Not every blip on the screen counts as a recordable indication. The standard defines two conditions that require documentation:

  • Complete loss of back reflection: Any area where the back-wall echo disappears entirely is recorded, because it means something inside the plate is blocking or scattering the entire sound beam.
  • Echo with accompanying back-reflection loss: An indication that exceeds 50% of the back-reflection amplitude is recorded when it is also accompanied by a 50% or greater loss of the back-wall signal. A flaw echo alone, without the corresponding drop in back-wall signal, does not automatically trigger recording under this condition.

That second condition is where people sometimes misread the standard. A small echo from a minor reflector that doesn’t meaningfully disturb the back-wall signal isn’t treated the same as one that does. The simultaneous back-wall loss is what distinguishes a significant reflector from background noise or a minor inclusion. When an indication meets either threshold, the operator marks its location and extent on the plate and records the position and dimensions in the examination report.

Acceptance Levels

ASTM A578 provides three acceptance levels designated A, B, and C, arranged from least restrictive to most restrictive. Level B applies by default unless the purchaser and supplier agree to a different level on the order. The purchaser selects the level based on how critical the plate’s internal quality is for its intended service.

Level A

Level A is the least demanding of the three. It allows the largest discontinuities to remain in the plate without rejection. This level is appropriate for applications where some degree of internal imperfection is tolerable, such as general structural plate that won’t see high through-thickness stress.

Level B

Level B is the standard default and the most commonly specified level for pressure vessel and boiler plate. A discontinuity is unacceptable under Level B when it produces a continuous total loss of back reflection with indications on the same plane (within 5% of plate thickness) that cannot be contained within a circle 3 inches (75 mm) in diameter or half the plate thickness, whichever is greater. Two or more discontinuities smaller than this threshold are also unacceptable if they are too close together, specifically if they aren’t separated by at least the diameter of the larger one or if they collectively exceed the 3-inch circle limit.

Level C

Level C is the most stringent, requiring near-flawless internal quality. Allowable indication sizes are smaller than under Level B, and the tolerance for clustered discontinuities is tighter. This level is typically reserved for the most demanding applications, such as plates that will experience high through-thickness loading, fatigue cycling, or service in critical nuclear or aerospace components where even minor laminations are unacceptable.

Reporting Requirements

Every examination must produce a formal report. The documentation requirements go well beyond simply noting pass or fail. A complete report includes:

  • Plate identification: Material type and component ID so the report traces to a specific plate.
  • Equipment details: Instrument model and serial number, transducer type, size, frequency, cable, and couplant used.
  • Calibration data: Reference gain settings, damping and reject settings if used, and identification of any calibration standard (though typically the plate itself serves this purpose).
  • Scanning parameters: Which surface was scanned, grid spacing used, and beam angle.
  • Indication map: Locations, dimensions, and extent of all recorded indications, or a record of areas cleared.
  • Restricted or inaccessible areas: Any zones the operator couldn’t examine due to geometry, surface condition, or obstructions.
  • Examiner identity: Name and certification level of the person who performed the test.
  • Acceptance criteria applied: Which acceptance level (A, B, or C) governed the examination, and any special purchaser requirements.
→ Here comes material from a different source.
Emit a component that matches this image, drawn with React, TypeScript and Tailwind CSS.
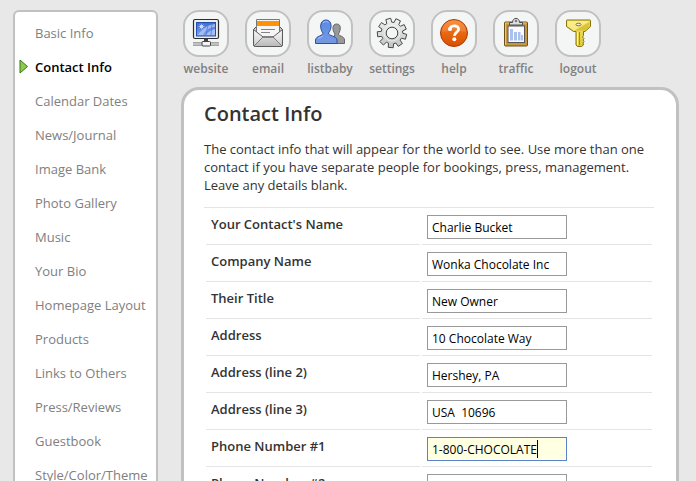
import type { ReactNode } from "react";

const gearPath = (() => {
  const teeth = 9;
  const pts: string[] = [];
  for (let i = 0; i < teeth; i++) {
    const base = (i / teeth) * Math.PI * 2 - 0.26;
    [[-0.24, 10.8], [-0.17, 14.8], [0.17, 14.8], [0.24, 10.8]].forEach(([a, r]) => {
      pts.push(`${(23 + r * Math.sin(base + a)).toFixed(2)} ${(23 - r * Math.cos(base + a)).toFixed(2)}`);
    });
  }
  return `M${pts.join("L")}ZM23 17.2a5.8 5.8 0 1 0 0 11.6a5.8 5.8 0 1 0 0-11.6Z`;
})();

function Gradient({ id, from, to }: { id: string; from: string; to: string }) {
  return (
    <defs>
      <linearGradient id={id} x1="0" y1="0" x2="0" y2="1">
        <stop offset="0" stopColor={from} />
        <stop offset="1" stopColor={to} />
      </linearGradient>
    </defs>
  );
}

const tools: { label: string; icon: ReactNode }[] = [
  {
    label: "website",
    icon: (
      <>
        <Gradient id="screen" from="#3d6ad2" to="#7fa3ee" />
        <path d="M10 33h26M10 35h26" stroke="#555" strokeWidth="1" />
        <path d="M10 34h26" stroke="#ddd" strokeWidth="1" />
        <path d="M23 28v4" stroke="#444" strokeWidth="4" />
        <rect x="19" y="31.5" width="8.5" height="4.5" rx="1" fill="#f4f4f4" stroke="#444" />
        <rect x="10.5" y="9.5" width="25" height="19" rx="1.5" fill="#efefef" stroke="#2d2d2d" strokeWidth="1.2" />
        <rect x="13.5" y="12.5" width="19" height="13.5" fill="url(#screen)" stroke="#2450b0" />
        <path d="M15 25c4-6 9-10 17-11v3c-7 1-10 4-12 8z" fill="#b5cbf6" opacity=".75" />
        <path d="M23 25c2-3 5-5 9-6v6z" fill="#a5bff5" />
        <path d="M25 15l-2 10M29 14l-1 11" stroke="#4b76d6" strokeWidth=".7" />
        <circle cx="18.500" cy="16.500" r="1.700" fill="#e4edff" />
        <path d="M18.500 13.500v6M15.500 16.500h6M16.500 14.500l4 4M20.500 14.500l-4 4" stroke="#c9dafc" strokeWidth=".6" />
      </>
    ),
  },
  {
    label: "email",
    icon: (
      <>
        <Gradient id="envelope" from="#f1f1f1" to="#b9b9b9" />
        <path d="M8.500 19.500 12 16h22l3.500 3.500v15q0 2-2 2h-25q-2 0-2-2z" fill="#ccc" stroke="#505050" />
        <path d="M11.500 9.500h23V27h-23z" fill="#f6f6f6" stroke="#777" />
        <path d="M12 11h22v5H12z" fill="#ff9207" />
        <path d="M16 19.500h14M16 22.500h9" stroke="#858585" />
        <path d="M8.500 19.500 18 27h10l9.500-7.500v15q0 2-2 2h-25q-2 0-2-2z" fill="url(#envelope)" stroke="#5b5b5b" />
        <path d="m9 36 9-9h10l9 9" fill="none" stroke="#777" />
        <path d="m9.500 21 8 6-8 8zM36.500 21l-8 6 8 8z" fill="#fff" opacity=".35" />
      </>
    ),
  },
  {
    label: "listbaby",
    icon: (
      <>
        <Gradient id="person" from="#5d8be0" to="#7599e2" />
        <path d="M28 24c-3-4-3-10 1.700-10s4.300 6 1.700 10c0 2 6.100 2 6.100 6v3.500H25z" fill="#999" stroke="#666" />
        <path d="M16 23c-3.500-4-3.500-13 3-13s6 9 2.500 13c-.500 3 8 2.500 8.500 7v3.500H8.500V30c.500-4.500 8-4 7.500-7z" fill="url(#person)" stroke="#2c50a5" />
        <path d="M16 13c1-2 4-2 5.500-.500M11 28.500l5-2.500" fill="none" stroke="#a6c2fa" />
      </>
    ),
  },
  {
    label: "settings",
    icon: (
      <>
        <Gradient id="gear" from="#f2f2f2" to="#c3c3c3" />
        <path d={gearPath} fill="url(#gear)" fillRule="evenodd" stroke="#484848" strokeLinejoin="round" />
        <circle cx="23" cy="23" r="8" fill="none" stroke="#fff" opacity=".5" />
      </>
    ),
  },
  {
    label: "help",
    icon: (
      <>
        <Gradient id="ball" from="#f98324" to="#d94d00" />
        <circle cx="23" cy="23" r="13.500" fill="url(#ball)" stroke="#a83c05" />
        <path d="M11 22a12 12 0 0 1 24 0q-12-3-24 0z" fill="#fff" opacity=".12" />
        <path d="M18.800 19.800c-.300-5 8.800-5.200 8.800-.600 0 3.300-4.300 3.200-4.100 6.600" fill="none" stroke="#fff" strokeWidth="2.800" />
        <circle cx="18.900" cy="19.200" r="1.900" fill="#fff" />
        <circle cx="23.300" cy="29.300" r="2" fill="#fff" />
      </>
    ),
  },
  {
    label: "traffic",
    icon: (
      <>
        <rect x="11.500" y="12" width="23" height="24" rx="1" fill="#c7973f" stroke="#6f5117" />
        <path d="M12.500 35V13h21" fill="none" stroke="#e7c57c" />
        <rect x="15" y="16" width="16.500" height="16.500" fill="#fafaff" stroke="#555" />
        <path d="M17 19h3v11.500h-3zM21 22h3v8.500h-3zM25 22h2.500v8.500H25zM28 25h2v5.500h-2z" fill="#a9c0f0" />
        <path d="M16.500 15v-2.500h3C19.500 7 26.500 7 26.500 12.500h3V15z" fill="#dedede" stroke="#4d4d4d" />
        <circle cx="23" cy="11" r="1.200" fill="#777" />
      </>
    ),
  },
  {
    label: "logout",
    icon: (
      <>
        <Gradient id="key" from="#f3e25c" to="#e0c93e" />
        <path d="M11.500 10.500q0-.500.500-.500h23q.500 0 .500.500v6L30 21.500h-1.500v4l-1 1.500 1.500 1.500-1 1.500 1 1.500-1 1.500.500 2-2 1.500h-4L21 35V21.500h-2.500l-7-5z" fill="url(#key)" stroke="#877313" strokeLinejoin="round" />
        <path d="M12.500 16v-5h22L19 20.500z" fill="#fff8ad" opacity=".55" />
        <path d="M34.500 12v4L30 20.500H20z" fill="#c9ae22" opacity=".55" />
        <path d="M22.500 22v13" stroke="#fff6a0" />
        <path d="M24.500 22v13" stroke="#a48d1c" />
        <ellipse cx="23.500" cy="14.500" rx="2.500" ry="1.300" fill="#eee" stroke="#877313" />
      </>
    ),
  },
];

const pages = [
  "Basic Info", "Contact Info", "Calendar Dates", "News/Journal", "Image Bank",
  "Photo Gallery", "Music", "Your Bio", "Homepage Layout", "Products",
  "Links to Others", "Press/Reviews", "Guestbook", "Style/Color/Theme",
];

const fields = [
  ["Your Contact's Name", "Charlie Bucket"],
  ["Company Name", "Wonka Chocolate Inc"],
  ["Their Title", "New Owner"],
  ["Address", "10 Chocolate Way"],
  ["Address (line 2)", "Hershey, PA"],
  ["Address (line 3)", "USA  10696"],
  ["Phone Number #1", "1-800-CHOCOLATE"],
  ["Phone Number #2", ""],
];

export default function App() {
  return (
    <div className="flex h-screen items-start gap-[23px] overflow-hidden bg-[#e8e8e8] pt-[10px] pr-[17px] pl-[13px] font-['Trebuchet_MS','Open_Sans',sans-serif] text-[13px] text-[#333]">
      <nav aria-label="Sections" className="w-[145px] shrink-0 rounded-md border-2 border-[#c1c1c1] bg-white pt-[5px] pb-3">
        <ul>
          {pages.map((page) => {
            const active = page === "Contact Info";
            return (
              <li key={page} className="flex h-[34px] items-center pl-1">
                <span className="w-4 shrink-0">
                  {active && (
                    <svg width="10" height="15" viewBox="0 0 10 15" aria-hidden="true" className="mb-1">
                      <path d="M1 1v13l7.500-6.500z" fill="#8dcb4d" stroke="#3b7510" />
                    </svg>
                  )}
                </span>
                <a href="#" aria-current={active ? "page" : undefined} className={active ? "font-semibold whitespace-nowrap text-black" : "whitespace-nowrap text-[#808080]"}>
                  {page}
                </a>
              </li>
            );
          })}
        </ul>
      </nav>

      <div className="min-w-0 flex-1">
        <nav aria-label="Tools" className="flex h-[77px] gap-3">
          {tools.map(({ label, icon }) => (
            <a key={label} href="#" className="flex w-[50px] flex-col items-center text-[12px] leading-4 font-semibold text-[#808080]">
              <span className="mb-1 rounded-[16px] border-2 border-[#c1c1c1] bg-[#f4f6f5]">
                <svg width="42" height="43" viewBox="2 2 42 43" aria-hidden="true">{icon}</svg>
              </span>
              {label}
            </a>
          ))}
        </nav>

        <main className="rounded-[18px] border-3 border-[#c1c1c1] bg-white pt-[10px] pr-[22px] pb-6 pl-5">
          <h1 className="mb-3 text-[20px] leading-7 font-semibold">Contact Info</h1>
          <p className="mb-[13px] leading-[18px]">
            The contact info that will appear for the world to see. Use more than one contact if you have separate people for bookings, press, management. Leave any details blank.
          </p>
          <table className="w-full border-separate border-spacing-[2px] border-t border-[#e4e4e4]">
            <tbody>
              {fields.map(([label, value], i) => {
                const focused = label === "Phone Number #1";
                return (
                  <tr key={label}>
                    <th scope="row" className="w-[214px] border-b border-[#e4e4e4] px-[5px] pt-1 text-left align-top leading-5 font-semibold">
                      <label htmlFor={`field-${i}`}>{label}</label>
                    </th>
                    <td className="border-b border-[#e4e4e4] p-[5px]">
                      <div className="relative w-[140px]">
                        <input
                          id={`field-${i}`}
                          defaultValue={value}
                          className={focused ? "block h-6 w-full border border-[#5a83cc] bg-[#ffffe1] px-1 text-[12px] text-black outline-none" : "block h-6 w-full border border-[#999] bg-white px-1 text-[12px] whitespace-pre text-black outline-none"}
                        />
                        {focused && <span className="absolute top-[3px] left-[110px] h-[18px] w-px bg-black" />}
                      </div>
                    </td>
                  </tr>
                );
              })}
            </tbody>
          </table>
        </main>
      </div>
    </div>
  );
}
The report serves as both a quality record for the plate and a contractual document. If a plate later fails in service, the UT report is one of the first records investigators pull. Incomplete reports create liability exposure for both the testing facility and the plate supplier.

Personnel Qualifications

Ultrasonic testing under ASTM A578 requires qualified personnel. Industry practice follows ASNT SNT-TC-1A, a recommended practice that establishes three certification levels for nondestructive examination technicians. Level I personnel can perform examinations and evaluate results following an established written procedure. Level II personnel can set up and calibrate equipment, interpret results, and evaluate them against acceptance criteria. Level III personnel develop procedures, interpret codes, and oversee the qualification program itself.
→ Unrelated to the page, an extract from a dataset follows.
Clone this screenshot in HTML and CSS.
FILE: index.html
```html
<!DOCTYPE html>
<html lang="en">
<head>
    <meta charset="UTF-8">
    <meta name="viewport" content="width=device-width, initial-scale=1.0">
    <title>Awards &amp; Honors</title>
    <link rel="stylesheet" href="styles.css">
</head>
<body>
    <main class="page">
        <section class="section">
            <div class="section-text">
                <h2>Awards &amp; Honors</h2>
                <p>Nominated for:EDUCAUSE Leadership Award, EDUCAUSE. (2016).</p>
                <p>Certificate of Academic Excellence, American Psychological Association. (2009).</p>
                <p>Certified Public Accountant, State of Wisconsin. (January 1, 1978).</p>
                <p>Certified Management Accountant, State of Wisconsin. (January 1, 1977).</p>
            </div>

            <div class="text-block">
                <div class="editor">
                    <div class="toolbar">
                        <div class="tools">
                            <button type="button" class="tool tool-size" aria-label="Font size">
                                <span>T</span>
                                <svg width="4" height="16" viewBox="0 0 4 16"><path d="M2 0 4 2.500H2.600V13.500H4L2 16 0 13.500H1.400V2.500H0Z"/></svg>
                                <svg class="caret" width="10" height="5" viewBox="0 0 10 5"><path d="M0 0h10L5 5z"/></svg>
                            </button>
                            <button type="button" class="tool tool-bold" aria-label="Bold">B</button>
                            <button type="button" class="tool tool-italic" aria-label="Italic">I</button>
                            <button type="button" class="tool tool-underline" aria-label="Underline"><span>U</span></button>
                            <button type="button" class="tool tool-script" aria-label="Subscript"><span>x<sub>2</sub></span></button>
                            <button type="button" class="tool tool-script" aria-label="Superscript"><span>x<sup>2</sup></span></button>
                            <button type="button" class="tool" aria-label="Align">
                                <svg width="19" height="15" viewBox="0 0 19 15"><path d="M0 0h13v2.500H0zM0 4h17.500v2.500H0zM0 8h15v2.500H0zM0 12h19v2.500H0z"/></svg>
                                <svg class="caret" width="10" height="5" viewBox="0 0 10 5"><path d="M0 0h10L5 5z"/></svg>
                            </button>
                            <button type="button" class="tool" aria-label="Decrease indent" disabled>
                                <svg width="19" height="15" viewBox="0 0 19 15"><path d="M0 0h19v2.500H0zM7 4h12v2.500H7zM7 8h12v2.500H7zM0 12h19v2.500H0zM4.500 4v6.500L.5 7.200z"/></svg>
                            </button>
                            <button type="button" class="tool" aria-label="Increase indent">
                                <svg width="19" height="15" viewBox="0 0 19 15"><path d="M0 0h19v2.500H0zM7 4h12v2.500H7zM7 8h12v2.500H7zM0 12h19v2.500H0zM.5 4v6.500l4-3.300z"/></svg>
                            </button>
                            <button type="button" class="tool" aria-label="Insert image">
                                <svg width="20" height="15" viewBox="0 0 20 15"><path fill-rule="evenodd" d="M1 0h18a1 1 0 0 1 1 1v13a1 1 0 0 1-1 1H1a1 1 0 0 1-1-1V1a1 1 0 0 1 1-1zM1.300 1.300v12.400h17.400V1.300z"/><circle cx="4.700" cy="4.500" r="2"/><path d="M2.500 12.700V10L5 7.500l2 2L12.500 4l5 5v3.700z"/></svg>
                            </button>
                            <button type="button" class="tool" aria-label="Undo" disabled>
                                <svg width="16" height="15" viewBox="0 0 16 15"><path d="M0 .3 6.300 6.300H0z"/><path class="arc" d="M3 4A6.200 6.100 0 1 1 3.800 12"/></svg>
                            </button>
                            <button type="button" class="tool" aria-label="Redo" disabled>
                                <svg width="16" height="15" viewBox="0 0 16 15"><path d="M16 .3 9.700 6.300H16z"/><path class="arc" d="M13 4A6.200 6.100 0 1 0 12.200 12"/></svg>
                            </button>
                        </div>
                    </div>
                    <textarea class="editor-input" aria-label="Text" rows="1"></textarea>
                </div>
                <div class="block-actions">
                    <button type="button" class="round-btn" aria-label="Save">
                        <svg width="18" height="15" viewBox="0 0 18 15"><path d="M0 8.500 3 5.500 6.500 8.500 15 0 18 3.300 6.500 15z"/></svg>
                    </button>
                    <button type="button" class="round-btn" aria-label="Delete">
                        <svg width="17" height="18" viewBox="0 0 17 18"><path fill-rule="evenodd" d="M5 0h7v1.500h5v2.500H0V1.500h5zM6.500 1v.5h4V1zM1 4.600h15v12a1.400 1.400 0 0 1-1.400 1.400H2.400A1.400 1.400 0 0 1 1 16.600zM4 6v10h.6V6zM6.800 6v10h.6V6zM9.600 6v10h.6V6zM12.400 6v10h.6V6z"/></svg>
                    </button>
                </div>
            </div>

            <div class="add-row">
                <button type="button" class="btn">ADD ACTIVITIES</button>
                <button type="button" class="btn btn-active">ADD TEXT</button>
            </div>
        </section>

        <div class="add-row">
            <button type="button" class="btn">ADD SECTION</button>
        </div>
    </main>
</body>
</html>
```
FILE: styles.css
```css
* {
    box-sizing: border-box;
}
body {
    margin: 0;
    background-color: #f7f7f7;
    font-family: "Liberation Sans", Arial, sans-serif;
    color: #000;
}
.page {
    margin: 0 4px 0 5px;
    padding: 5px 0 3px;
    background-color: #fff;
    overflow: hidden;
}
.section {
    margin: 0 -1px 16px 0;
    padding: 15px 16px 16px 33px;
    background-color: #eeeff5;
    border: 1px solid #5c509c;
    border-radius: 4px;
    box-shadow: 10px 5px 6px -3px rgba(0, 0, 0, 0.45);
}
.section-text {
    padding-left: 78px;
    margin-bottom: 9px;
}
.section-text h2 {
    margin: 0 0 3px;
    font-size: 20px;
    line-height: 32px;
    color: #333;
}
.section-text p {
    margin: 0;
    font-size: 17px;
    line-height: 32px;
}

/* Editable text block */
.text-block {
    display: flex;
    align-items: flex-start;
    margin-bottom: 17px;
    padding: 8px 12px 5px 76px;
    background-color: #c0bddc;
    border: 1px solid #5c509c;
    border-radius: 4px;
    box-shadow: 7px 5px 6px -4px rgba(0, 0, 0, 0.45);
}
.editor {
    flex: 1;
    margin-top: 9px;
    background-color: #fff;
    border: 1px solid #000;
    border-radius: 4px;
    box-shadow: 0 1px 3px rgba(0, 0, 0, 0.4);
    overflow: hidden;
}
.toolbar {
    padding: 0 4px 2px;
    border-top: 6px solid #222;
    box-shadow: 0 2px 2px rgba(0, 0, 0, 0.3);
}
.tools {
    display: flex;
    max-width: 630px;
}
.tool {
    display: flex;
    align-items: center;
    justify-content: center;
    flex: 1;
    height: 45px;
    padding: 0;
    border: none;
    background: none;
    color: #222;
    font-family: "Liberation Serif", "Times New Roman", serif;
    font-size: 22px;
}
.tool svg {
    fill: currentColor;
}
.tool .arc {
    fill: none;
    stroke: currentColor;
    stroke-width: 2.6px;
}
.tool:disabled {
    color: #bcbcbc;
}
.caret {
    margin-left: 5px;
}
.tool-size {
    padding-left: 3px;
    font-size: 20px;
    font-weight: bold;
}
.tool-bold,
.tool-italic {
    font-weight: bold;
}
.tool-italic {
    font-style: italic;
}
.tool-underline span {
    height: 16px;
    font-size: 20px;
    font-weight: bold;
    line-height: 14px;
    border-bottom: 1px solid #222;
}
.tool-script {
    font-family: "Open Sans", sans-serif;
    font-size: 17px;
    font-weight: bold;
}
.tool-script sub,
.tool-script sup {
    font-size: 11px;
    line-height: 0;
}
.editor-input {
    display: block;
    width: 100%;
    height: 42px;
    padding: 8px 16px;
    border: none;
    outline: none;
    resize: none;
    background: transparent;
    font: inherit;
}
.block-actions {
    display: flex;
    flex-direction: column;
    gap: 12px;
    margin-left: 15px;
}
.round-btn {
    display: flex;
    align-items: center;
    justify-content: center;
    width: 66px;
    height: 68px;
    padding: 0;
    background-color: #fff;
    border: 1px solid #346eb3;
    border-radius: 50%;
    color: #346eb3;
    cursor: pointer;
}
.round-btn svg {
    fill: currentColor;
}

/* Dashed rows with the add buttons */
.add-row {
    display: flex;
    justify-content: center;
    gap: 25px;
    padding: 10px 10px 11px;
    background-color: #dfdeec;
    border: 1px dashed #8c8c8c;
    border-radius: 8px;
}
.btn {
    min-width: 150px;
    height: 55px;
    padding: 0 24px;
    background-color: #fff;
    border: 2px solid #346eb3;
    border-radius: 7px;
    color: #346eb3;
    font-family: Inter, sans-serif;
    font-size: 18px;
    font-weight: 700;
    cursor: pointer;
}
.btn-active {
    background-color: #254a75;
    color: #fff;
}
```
Trainees may perform examination work but only under the direct supervision of a Level II or Level III examiner. Under no circumstances may a trainee work independently. The examiner’s certification level must be documented in the examination report, which ties the test results to a verified competency record.

Relationship to ASME and Other Codes

The ASME Boiler and Pressure Vessel Code adopts ASTM A578 as SA-578 under Section V, Article 5, making it the go-to ultrasonic examination standard for pressure vessel plate. When a plate order invokes an ASME material specification that requires UT, SA-578 typically governs the examination procedure and acceptance criteria. The ASME version is technically identical to the ASTM edition it adopts, though ASME may layer additional requirements through the applicable construction code (Section VIII Division 1 or Division 2, for example).

Individual facilities may also write their own implementing procedures that reference A578/SA-578 while adding project-specific requirements, such as tighter acceptance criteria or smaller grid spacing. Any deviation from the standard acceptance levels must be noted in both the purchase order and the examination report so that everyone in the supply chain is working to the same criteria. When the specifier requires rejection of smaller indications than the chosen acceptance level would normally allow, or permits larger indications than the standard level, those specific criteria override the default and become the governing requirement for that plate.